Coupling beams are the beam elements that connect two core/shear walls together. These elements are also known as “link beams”. They are widely used and have a well established behaviour.
Unlike other codes, EN 1992 does not specify particular design provisions for these elements, unless buildings are designed to resist earthquake loads, in which case the user can find additional information in the relevant Eurocode part.
For this particular project, the round openings were small up to 130mm diameter but closely spaced, rendering these beams a long discontinuity region. This would normally be an engineer’s design nightmare.

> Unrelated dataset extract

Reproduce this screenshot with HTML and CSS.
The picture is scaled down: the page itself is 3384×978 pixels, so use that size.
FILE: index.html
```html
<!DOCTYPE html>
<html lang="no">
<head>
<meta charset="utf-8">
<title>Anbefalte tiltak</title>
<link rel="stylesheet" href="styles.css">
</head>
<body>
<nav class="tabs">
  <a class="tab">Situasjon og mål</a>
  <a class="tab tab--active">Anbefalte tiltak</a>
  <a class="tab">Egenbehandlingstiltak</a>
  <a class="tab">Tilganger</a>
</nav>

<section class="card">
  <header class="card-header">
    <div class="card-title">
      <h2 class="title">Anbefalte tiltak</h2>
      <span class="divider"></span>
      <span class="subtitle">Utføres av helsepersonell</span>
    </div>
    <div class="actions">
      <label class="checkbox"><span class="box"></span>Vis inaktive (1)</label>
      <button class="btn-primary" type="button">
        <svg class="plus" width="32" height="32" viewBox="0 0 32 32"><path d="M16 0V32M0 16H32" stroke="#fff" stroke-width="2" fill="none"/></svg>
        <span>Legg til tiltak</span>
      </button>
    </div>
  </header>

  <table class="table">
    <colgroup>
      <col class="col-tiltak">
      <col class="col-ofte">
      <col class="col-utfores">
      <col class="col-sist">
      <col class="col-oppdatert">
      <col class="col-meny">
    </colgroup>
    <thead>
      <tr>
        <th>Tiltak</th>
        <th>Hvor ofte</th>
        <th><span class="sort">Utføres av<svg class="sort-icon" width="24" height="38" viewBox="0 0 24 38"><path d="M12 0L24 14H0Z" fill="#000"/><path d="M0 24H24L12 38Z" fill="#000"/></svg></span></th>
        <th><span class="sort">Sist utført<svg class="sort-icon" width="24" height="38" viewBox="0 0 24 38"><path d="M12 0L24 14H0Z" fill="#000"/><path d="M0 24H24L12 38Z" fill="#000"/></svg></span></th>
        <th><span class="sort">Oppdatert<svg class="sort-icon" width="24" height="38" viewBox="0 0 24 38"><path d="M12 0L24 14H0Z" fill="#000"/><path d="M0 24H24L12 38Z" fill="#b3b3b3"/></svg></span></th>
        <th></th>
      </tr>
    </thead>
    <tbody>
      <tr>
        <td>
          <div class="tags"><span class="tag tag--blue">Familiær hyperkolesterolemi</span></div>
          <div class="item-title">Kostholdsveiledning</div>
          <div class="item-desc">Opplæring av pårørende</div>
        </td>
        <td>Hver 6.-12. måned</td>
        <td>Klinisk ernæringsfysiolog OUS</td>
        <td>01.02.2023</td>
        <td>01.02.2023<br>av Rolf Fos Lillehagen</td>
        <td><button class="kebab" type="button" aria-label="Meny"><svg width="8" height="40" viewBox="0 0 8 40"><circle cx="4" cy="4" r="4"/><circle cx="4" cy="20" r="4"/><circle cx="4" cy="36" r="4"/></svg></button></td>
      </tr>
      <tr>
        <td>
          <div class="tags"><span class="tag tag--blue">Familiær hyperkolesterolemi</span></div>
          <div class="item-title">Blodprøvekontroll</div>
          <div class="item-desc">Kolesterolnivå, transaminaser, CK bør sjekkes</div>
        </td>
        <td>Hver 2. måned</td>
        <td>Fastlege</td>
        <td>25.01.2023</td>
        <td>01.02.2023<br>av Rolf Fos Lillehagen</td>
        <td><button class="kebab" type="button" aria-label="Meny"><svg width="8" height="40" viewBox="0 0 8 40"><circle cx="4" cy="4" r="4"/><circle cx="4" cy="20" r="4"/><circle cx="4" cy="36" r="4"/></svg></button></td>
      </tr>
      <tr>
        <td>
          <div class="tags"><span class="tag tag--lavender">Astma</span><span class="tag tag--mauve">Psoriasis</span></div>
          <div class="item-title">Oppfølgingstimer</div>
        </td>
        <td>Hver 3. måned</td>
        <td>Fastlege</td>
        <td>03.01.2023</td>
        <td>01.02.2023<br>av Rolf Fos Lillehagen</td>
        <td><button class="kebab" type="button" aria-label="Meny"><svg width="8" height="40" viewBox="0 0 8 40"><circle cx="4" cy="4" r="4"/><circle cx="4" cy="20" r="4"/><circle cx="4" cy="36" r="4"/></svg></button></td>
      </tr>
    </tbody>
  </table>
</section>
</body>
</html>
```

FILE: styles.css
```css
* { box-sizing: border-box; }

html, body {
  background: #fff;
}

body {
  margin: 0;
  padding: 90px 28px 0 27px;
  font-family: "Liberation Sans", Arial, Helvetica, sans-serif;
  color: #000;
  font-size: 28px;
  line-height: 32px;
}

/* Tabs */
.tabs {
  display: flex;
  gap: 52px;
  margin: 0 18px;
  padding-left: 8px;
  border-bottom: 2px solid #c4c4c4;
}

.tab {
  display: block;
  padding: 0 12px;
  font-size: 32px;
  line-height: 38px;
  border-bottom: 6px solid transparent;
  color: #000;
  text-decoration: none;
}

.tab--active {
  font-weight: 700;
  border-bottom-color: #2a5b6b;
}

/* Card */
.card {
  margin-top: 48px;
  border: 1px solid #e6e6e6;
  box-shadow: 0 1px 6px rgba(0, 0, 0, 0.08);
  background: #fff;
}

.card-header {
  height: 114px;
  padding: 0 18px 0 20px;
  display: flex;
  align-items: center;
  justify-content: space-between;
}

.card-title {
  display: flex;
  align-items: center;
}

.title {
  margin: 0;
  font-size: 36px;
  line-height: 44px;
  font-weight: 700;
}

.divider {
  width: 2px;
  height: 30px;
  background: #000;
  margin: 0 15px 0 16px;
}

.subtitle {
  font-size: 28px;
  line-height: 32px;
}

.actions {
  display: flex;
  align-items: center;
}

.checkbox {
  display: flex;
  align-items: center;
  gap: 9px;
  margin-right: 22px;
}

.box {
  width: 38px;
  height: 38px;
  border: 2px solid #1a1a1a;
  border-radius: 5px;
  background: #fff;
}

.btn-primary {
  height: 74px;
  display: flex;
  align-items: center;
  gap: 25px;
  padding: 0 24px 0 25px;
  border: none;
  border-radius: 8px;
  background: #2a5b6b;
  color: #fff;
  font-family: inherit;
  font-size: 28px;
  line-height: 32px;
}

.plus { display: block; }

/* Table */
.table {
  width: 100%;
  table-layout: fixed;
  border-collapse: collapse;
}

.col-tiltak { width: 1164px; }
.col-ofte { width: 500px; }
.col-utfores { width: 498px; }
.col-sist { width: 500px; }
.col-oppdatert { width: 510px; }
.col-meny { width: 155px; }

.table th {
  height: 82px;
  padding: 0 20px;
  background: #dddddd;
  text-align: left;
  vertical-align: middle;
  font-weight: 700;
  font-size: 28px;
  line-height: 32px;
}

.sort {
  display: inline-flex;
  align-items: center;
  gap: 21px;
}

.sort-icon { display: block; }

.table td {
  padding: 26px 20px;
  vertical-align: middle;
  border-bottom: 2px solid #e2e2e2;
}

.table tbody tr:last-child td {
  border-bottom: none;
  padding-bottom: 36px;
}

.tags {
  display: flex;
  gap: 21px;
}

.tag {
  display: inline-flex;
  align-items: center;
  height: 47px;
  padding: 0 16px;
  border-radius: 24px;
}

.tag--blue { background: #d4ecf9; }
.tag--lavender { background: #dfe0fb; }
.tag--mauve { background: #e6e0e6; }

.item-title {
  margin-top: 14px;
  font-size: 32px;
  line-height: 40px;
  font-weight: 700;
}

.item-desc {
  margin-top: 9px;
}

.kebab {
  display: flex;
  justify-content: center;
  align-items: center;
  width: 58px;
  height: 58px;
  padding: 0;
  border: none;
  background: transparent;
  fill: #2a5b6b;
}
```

However, with the use of IDEA StatiCa Detail, these beams were modelled accurately from both the perspective of geometry and reinforcement.
The model presented below, is so accurate geometrically that it contains both the original openings and the additional ones drilled on top during construction:
At this point, we must highlight the optimal usage of the software from Kingscote Design’s principal engineer, Andreas Makos, who managed to isolate the coupling beam model without the need to partially model the walls.

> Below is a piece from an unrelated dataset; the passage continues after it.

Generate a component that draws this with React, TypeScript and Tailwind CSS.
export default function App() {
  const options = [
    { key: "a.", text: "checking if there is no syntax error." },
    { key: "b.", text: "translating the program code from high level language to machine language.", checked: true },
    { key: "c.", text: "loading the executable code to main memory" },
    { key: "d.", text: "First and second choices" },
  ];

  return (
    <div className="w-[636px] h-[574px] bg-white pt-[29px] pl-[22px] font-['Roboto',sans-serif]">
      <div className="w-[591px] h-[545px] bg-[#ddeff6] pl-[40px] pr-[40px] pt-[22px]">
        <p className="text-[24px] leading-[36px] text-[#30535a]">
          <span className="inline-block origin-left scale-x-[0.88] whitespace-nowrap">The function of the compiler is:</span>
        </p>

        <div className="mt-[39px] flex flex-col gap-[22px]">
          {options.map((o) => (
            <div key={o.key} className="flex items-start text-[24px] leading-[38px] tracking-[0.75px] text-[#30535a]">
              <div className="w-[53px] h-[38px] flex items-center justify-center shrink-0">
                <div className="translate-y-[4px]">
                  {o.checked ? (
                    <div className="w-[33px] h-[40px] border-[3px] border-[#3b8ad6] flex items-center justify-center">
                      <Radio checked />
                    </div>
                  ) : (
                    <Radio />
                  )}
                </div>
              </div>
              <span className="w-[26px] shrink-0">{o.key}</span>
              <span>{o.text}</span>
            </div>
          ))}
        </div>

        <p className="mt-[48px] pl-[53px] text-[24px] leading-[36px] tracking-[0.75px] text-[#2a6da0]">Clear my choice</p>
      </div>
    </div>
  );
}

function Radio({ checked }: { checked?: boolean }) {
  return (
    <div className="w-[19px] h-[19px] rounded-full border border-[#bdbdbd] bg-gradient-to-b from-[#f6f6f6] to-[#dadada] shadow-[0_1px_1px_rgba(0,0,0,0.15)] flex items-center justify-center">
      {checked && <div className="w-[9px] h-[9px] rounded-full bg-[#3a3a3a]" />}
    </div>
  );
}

Since these beams are loaded indirectly by the neighboring walls, these walls should normally be part of the model. However, this would potentially slow down calculation and response time.
Andreas dealt with this situation using an equivalent continuous beam model that recreated the actual boundary conditions without the need to include the walls. His approach did not sacrifice accuracy and, on top of that, allowed faster responses to meet the contract deadlines.

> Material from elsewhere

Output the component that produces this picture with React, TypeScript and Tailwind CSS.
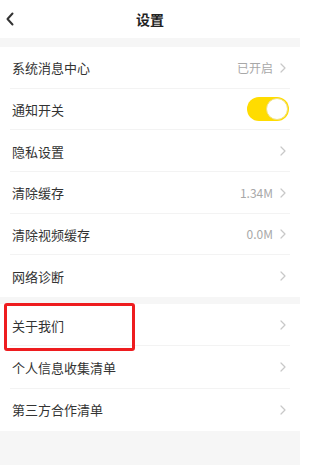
import React from "react";

const font = { fontFamily: '"Noto Sans CJK SC", "Noto Sans", sans-serif' };

function Chevron() {
  return (
    <svg width="6" height="10" viewBox="0 0 6 10" className="ml-[7px]">
      <path d="M1 1 L5 5 L1 9" fill="none" stroke="#c8c8c8" strokeWidth="1.2" strokeLinecap="round" strokeLinejoin="round" />
    </svg>
  );
}

function Row({ label, value, toggle, last, h }: { label: string; value?: string; toggle?: boolean; last?: boolean; h: string }) {
  return (
    <div className={`relative flex items-center justify-between pl-[12px] pr-[14px] ${h}`}>
      <span className="text-[13px] text-[#333333] leading-none">{label}</span>
      {toggle ? (
        <div className="w-[42px] h-[24px] rounded-full bg-[#ffdc00] flex items-center justify-end pr-[1px] mr-[-3px]">
          <div className="w-[22px] h-[22px] rounded-full bg-white border border-[#f0e080]" />
        </div>
      ) : (
        <div className="flex items-center">
          {value && <span className="text-[12px] text-[#a8a8a8] leading-none">{value}</span>}
          <Chevron />
        </div>
      )}
      {!last && <div className="absolute bottom-0 left-[10px] right-[10px] h-px bg-[#f3f3f3]" />}
    </div>
  );
}

export default function App() {
  return (
    <div className="w-[300px] h-[465px] bg-[#f6f6f6] flex flex-col" style={font}>
      <div className="h-[38px] bg-white flex items-center relative">
        <svg width="10" height="14" viewBox="0 0 10 14" className="absolute left-[5px] top-[12px]">
          <path d="M7.5 1.5 L2.5 7 L7.5 12.5" fill="none" stroke="#333" strokeWidth="2" strokeLinecap="round" strokeLinejoin="round" />
        </svg>
        <div className="flex-1 text-center text-[14px] font-bold text-[#222] leading-none">设置</div>
      </div>
      <div className="h-[9px]" />
      <div className="bg-white flex flex-col">
        <Row h="h-[41.67px]" label="系统消息中心" value="已开启" />
        <Row h="h-[41.67px]" label="通知开关" toggle />
        <Row h="h-[41.67px]" label="隐私设置" />
        <Row h="h-[41.67px]" label="清除缓存" value="1.34M" />
        <Row h="h-[41.67px]" label="清除视频缓存" value="0.0M" />
        <Row h="h-[41.67px]" label="网络诊断" last />
      </div>
      <div className="h-[7px]" />
      <div className="bg-white flex flex-col relative">
        <div className="absolute left-[4px] top-[-1px] w-[131px] h-[48px] border-[3px] border-[#ee1c1f] rounded-[3px] z-10" />
        <Row h="h-[42.3px]" label="关于我们" />
        <Row h="h-[42.3px]" label="个人信息收集清单" />
        <Row h="h-[42.3px]" label="第三方合作清单" last />
      </div>
    </div>
  );
}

Finally the design proved to successfully pass the required checks, which are graphically displayed below, denoting the locations of maximum utilization for the ultimate limit states.
Besides the strength checks that are essential, the software can use topology optimization to reveal the compression struts and tension ties. In configurations that are not examined in the literature, this can be a very tedious task.
One of the biggest advantages of the CSFM methodology is that, unlike the current strut & tie approach, it can be applied on the structure to assess serviceability limit states (stress limitation and crack checks).